Cette très faible quantité d’heures travaillées par personne en âge de travailler provient de la préférence française pour la division du travail par génération. Les jeunes prolongent leurs études, les quinquagénaires partent en préretraite, ce qui écarte au total 40 % des personnes en âge de travailler. Le modèle français se caractérise donc par une réduction de la carrière. Une diminution autoritaire du temps de travail, parce qu’elle occulte le problème des coûts et celui de l’hétérogénéité de l’offre de travail est une fausse solution dans la lutte contre le chômage. Elle ne changera pas le sort des jeunes jugés inemployables par manque d’expérience ou des salariés vieillissants rejetés du marché à cause de leur coût considéré comme trop élevé par rapport à leur productivité.
Les expériences de réduction du temps de travail en Allemagne sont relativement décevantes
L’Allemagne fait office de pionnier en la matière. Dès 1977, le puissant syndicat IG Metall réclamait la semaine de 35 heures sans perte de salaire. Il s’agissait de créer par là de nouveaux emplois, mais aussi de réformer la société en donnant plus de temps libre aux travailleurs. Le syndicat arrachera en 1984 cette réduction du temps de travail au patronat après la plus grande grève de l’après-guerre. Les syndicats ont, en échange, accepté plus de flexibilité.
Depuis, ils ont même admis le principe d’une réduction du temps de travail avec perte de salaire si les entreprises s’engagent à ne pas licencier, voire à embaucher. L’exemple phare de cette évolution est bien sûr Volkswagen, où l’IG Metall a accepté en 1993, pour éviter la suppression de 30 000 emplois, une diminution du temps de travail de 20 % à 29 heures par semaine, assortie d’une perte de salaire allant de 11 à 15 %. Les accords contiennent de plus en plus d’horaires glissants, de temps partiel ou de compte-épargne temps. Dans le bâtiment, où la conjoncture est morose, il est même courant que des ouvriers travaillent jusqu’à 60 heures l’été pour prendre leurs vacances l’hiver. Même chose dans l’automobile pour faire face aux fluctuations saisonnières des commandes. Chez Opel à Ruselsheim, les salariés travaillent entre 30 et 38,5 heures, quatre ou cinq jours par semaine pour une moyenne hebdomadaire de 35 heures sur l’année. On assiste même à l’allongement de la durée du temps de travail. Comme chez le fabricant d’appareils de chauffage Viessmann où les 6700 salariés, pour éviter les licenciements, travaillent, depuis mai 1996, 38 heures payées 35 heures.

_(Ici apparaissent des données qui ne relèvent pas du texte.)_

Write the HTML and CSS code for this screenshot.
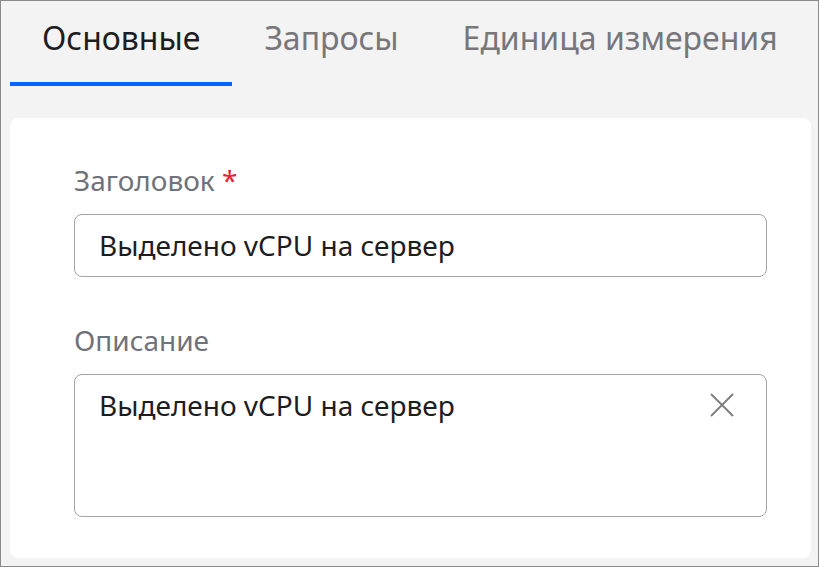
FILE: index.html
```html
<!DOCTYPE html>
<html lang="ru">
<head>
    <meta charset="UTF-8">
    <meta name="viewport" content="width=device-width, initial-scale=1.0">
    <title>Настройки графика</title>
    <link rel="stylesheet" href="styles.css">
</head>
<body>

<div class="frame">
    <nav class="tabs">
        <div class="tab tab-active">Основные</div>
        <div class="tab">Запросы</div>
        <div class="tab">Единица измерения</div>
    </nav>

    <div class="card">
        <div class="field field-first">
            <div class="field-label">Заголовок <span class="required">*</span></div>
            <div class="text-input">Выделено vCPU на сервер</div>
        </div>

        <div class="field">
            <div class="field-label">Описание</div>
            <div class="text-area">
                <span>Выделено vCPU на сервер</span>
                <svg class="clear" width="24" height="24" viewBox="0 0 24 24">
                    <path d="M1 1 L23 23 M23 1 L1 23" stroke="#808080" stroke-width="2" fill="none" />
                </svg>
            </div>
        </div>
    </div>
</div>

</body>
</html>
```

FILE: styles.css
```css
* {
    box-sizing: border-box;
    font-family: 'Noto Sans', 'Open Sans', sans-serif;
}

body {
    margin: 0;
    padding: 0;
}

.frame {
    display: flex;
    flex-direction: column;
    height: 567px;
    border: 1px solid #8a8a8a;
    background-color: #f3f3f3;
    padding: 0 7px 8px 9px;
}

.tabs {
    display: flex;
    flex-direction: row;
}
.tab {
    padding: 17px 32px 0;
    height: 85px;
    font-size: 32px;
    line-height: 40px;
    color: #77777b;
    border-bottom: 4px solid transparent;
}
.tab-active {
    color: #1d1d1f;
    border-bottom-color: #0066ff;
}

.card {
    flex-grow: 1;
    margin-top: 32px;
    background-color: white;
    border-radius: 8px;
    padding: 40px 44px 0 64px;
}

.field {
    margin-top: 41px;
}
.field-first {
    margin-top: 0;
}
.field-label {
    font-size: 28px;
    line-height: 44px;
    color: #707279;
    margin-bottom: 12px;
}
.required {
    color: #e8232e;
}

.text-input, .text-area {
    border: 1px solid #a3a3a6;
    border-radius: 8px;
    font-size: 28px;
    color: #1d1d1f;
    padding: 0 24px;
}
.text-input {
    height: 63px;
    line-height: 61px;
}
.text-area {
    display: flex;
    justify-content: space-between;
    align-items: flex-start;
    height: 143px;
    padding-top: 8px;
    padding-right: 32px;
    line-height: 44px;
}
.clear {
    margin-top: 10px;
}
```
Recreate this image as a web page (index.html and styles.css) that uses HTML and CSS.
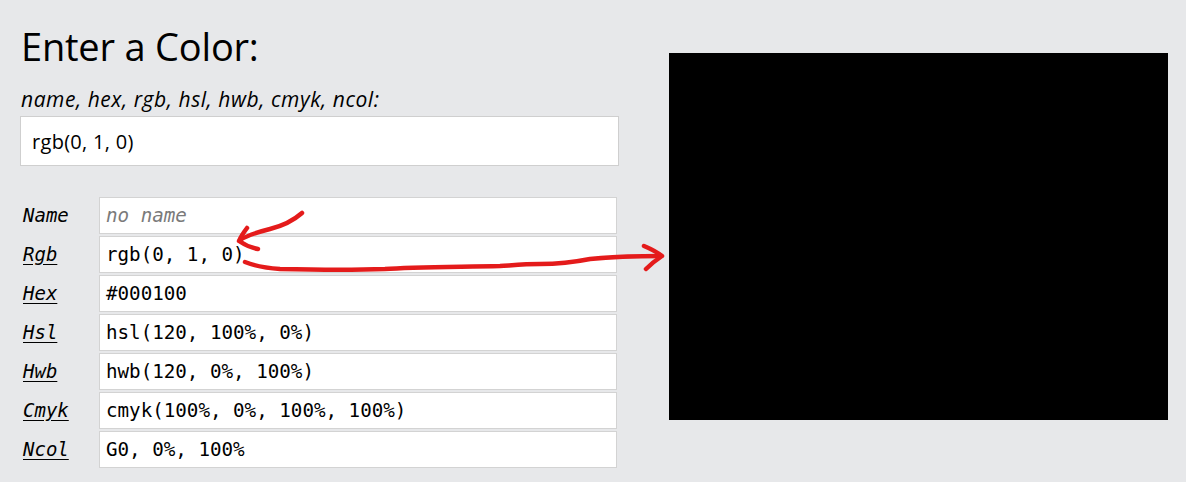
FILE: index.html
```html
<!DOCTYPE html>
<html>
<head>
<meta charset="utf-8">
<link rel="stylesheet" href="styles.css">
</head>
<body>
<div class="page">
  <div class="left">
    <h1 class="title">Enter a Color:</h1>
    <div class="hint">name, hex, rgb, hsl, hwb, cmyk, ncol:</div>
    <div class="entry"><span class="entry-text">rgb(0, 1, 0)</span></div>
    <div class="table">
      <div class="label plain">Name</div><div class="val placeholder">no name</div>
      <div class="label">Rgb</div><div class="val">rgb(0, 1, 0)</div>
      <div class="label">Hex</div><div class="val">#000100</div>
      <div class="label">Hsl</div><div class="val">hsl(120, 100%, 0%)</div>
      <div class="label">Hwb</div><div class="val">hwb(120, 0%, 100%)</div>
      <div class="label">Cmyk</div><div class="val">cmyk(100%, 0%, 100%, 100%)</div>
      <div class="label">Ncol</div><div class="val">G0, 0%, 100%</div>
    </div>
  </div>
  <div class="swatch"></div>
</div>
<svg class="arrows" width="1186" height="482" viewBox="0 0 1186 482">
  <g fill="none" stroke="#e41b1b" stroke-width="4.5" stroke-linecap="round" stroke-linejoin="round">
    <path d="M302 213 C294 220 282 226 270 229 C258 232 248 235 240 240"/>
    <path d="M247 228 C244 232 241 236 239 241 C245 245 252 248 258 249"/>
    <path d="M245 262 C255 266 265 268 280 269 C320 270 360 270 385 269 C410 267 450 267 500 266 C515 265 525 264 540 264 C560 264 575 262 590 259 C610 257 635 256 661 256"/>
    <path d="M644 246 C651 249 657 252 662 256 C656 260 650 265 646 269"/>
  </g>
</svg>
</body>
</html>
```
FILE: styles.css
```css
html, body {
  margin: 0;
  padding: 0;
  background: #e7e8ea;
}
body {
  width: 1186px;
  height: 482px;
  overflow: hidden;
  position: relative;
  font-family: "Open Sans", "Noto Sans", sans-serif;
  color: #000;
}
.page {
  display: flex;
  padding-left: 20px;
}
.left {
  width: 599px;
  display: flex;
  flex-direction: column;
}
.title {
  margin: 22px 0 0 1px;
  font-size: 38px;
  font-weight: 400;
  line-height: 48px;
  letter-spacing: -0.2px;
}
.hint {
  margin: 17px 0 0 1px;
  font-size: 21px;
  font-style: italic;
  line-height: 24px;
  letter-spacing: 0.55px;
}
.entry {
  margin-top: 5px;
  height: 48px;
  border: 1px solid #cfcfcf;
  background: #fff;
  display: flex;
  align-items: center;
  font-size: 20px;
  letter-spacing: 0.3px;
}
.entry-text {
  margin-left: 11px;
}
.table {
  margin-top: 31px;
  width: 597px;
  display: grid;
  grid-template-columns: 79px 1fr;
  row-gap: 2px;
}
.label {
  font-family: "DejaVu Sans Mono", "Liberation Mono", monospace;
  font-style: italic;
  font-size: 19px;
  text-decoration: underline;
  text-underline-offset: 3px;
  padding-left: 3px;
  line-height: 37px;
  height: 37px;
}
.label.plain {
  text-decoration: none;
}
.val {
  height: 35px;
  border: 1px solid #d3d3d3;
  background: #fff;
  padding-left: 6px;
  font-family: "DejaVu Sans Mono", "Liberation Mono", monospace;
  font-size: 19.2px;
  line-height: 35px;
}
.placeholder {
  color: #7a7a7a;
  font-style: italic;
}
.swatch {
  margin: 53px 0 0 50px;
  width: 499px;
  height: 367px;
  background: #000;
}
.arrows {
  position: absolute;
  top: 0;
  left: 0;
  pointer-events: none;
}
```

Malgré ces mesures, la performance de la métallurgie allemande n’est pas bonne. Entre 1987 et 1996, elle a perdu 15,8 % de ses effectifs en dépit d’une réduction de l’horaire hebdomadaire de 38,5 à 35 heures. Dans le même temps la métallurgie française, qui a maintenu l’horaire à 38,5 heures, a vu ses effectifs diminuer de seulement 11,7 %.

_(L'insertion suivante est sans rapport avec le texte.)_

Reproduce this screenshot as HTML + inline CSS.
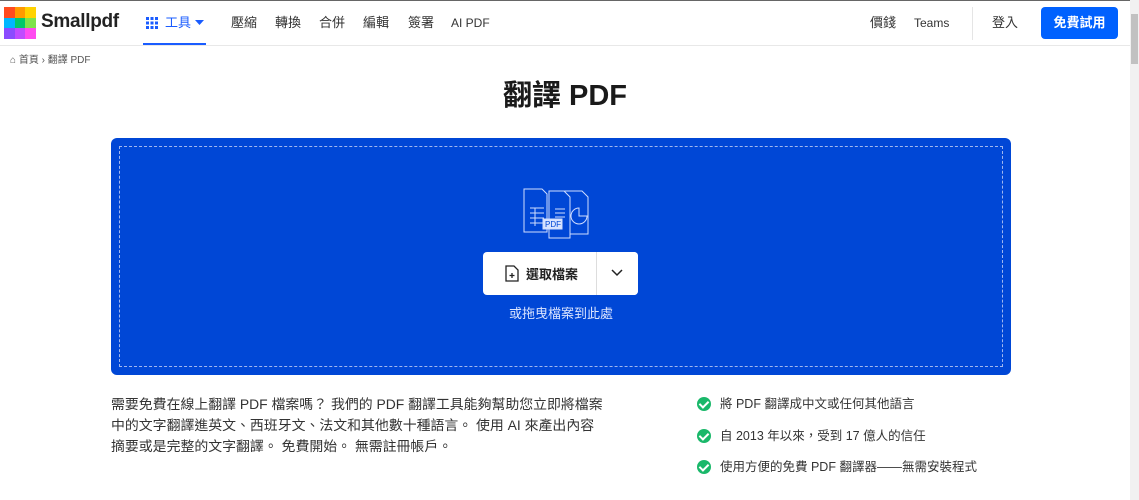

Sur le cycle de vie, les Français travaillent aussi relativement peu. Il apparaît que les hommes ont une durée de travail particulièrement faible en France relativement aux autres pays, 60 635 heures contre 65 098 pour l’ensemble de l’Europe des 12, 64 578 en Allemagne, 73 904 au Royaume-Uni. Seuls les Belges travaillent moins que les Français en Europe. Lorsque l’on considère les deux sexes, les Français ne travaillent plus que 49 507 heures. Dans l’Europe des 12, on travaille 2 % de plus ; au Royaume-Uni, 15 % ; aux États-Unis, 24 % et au Japon 44 %.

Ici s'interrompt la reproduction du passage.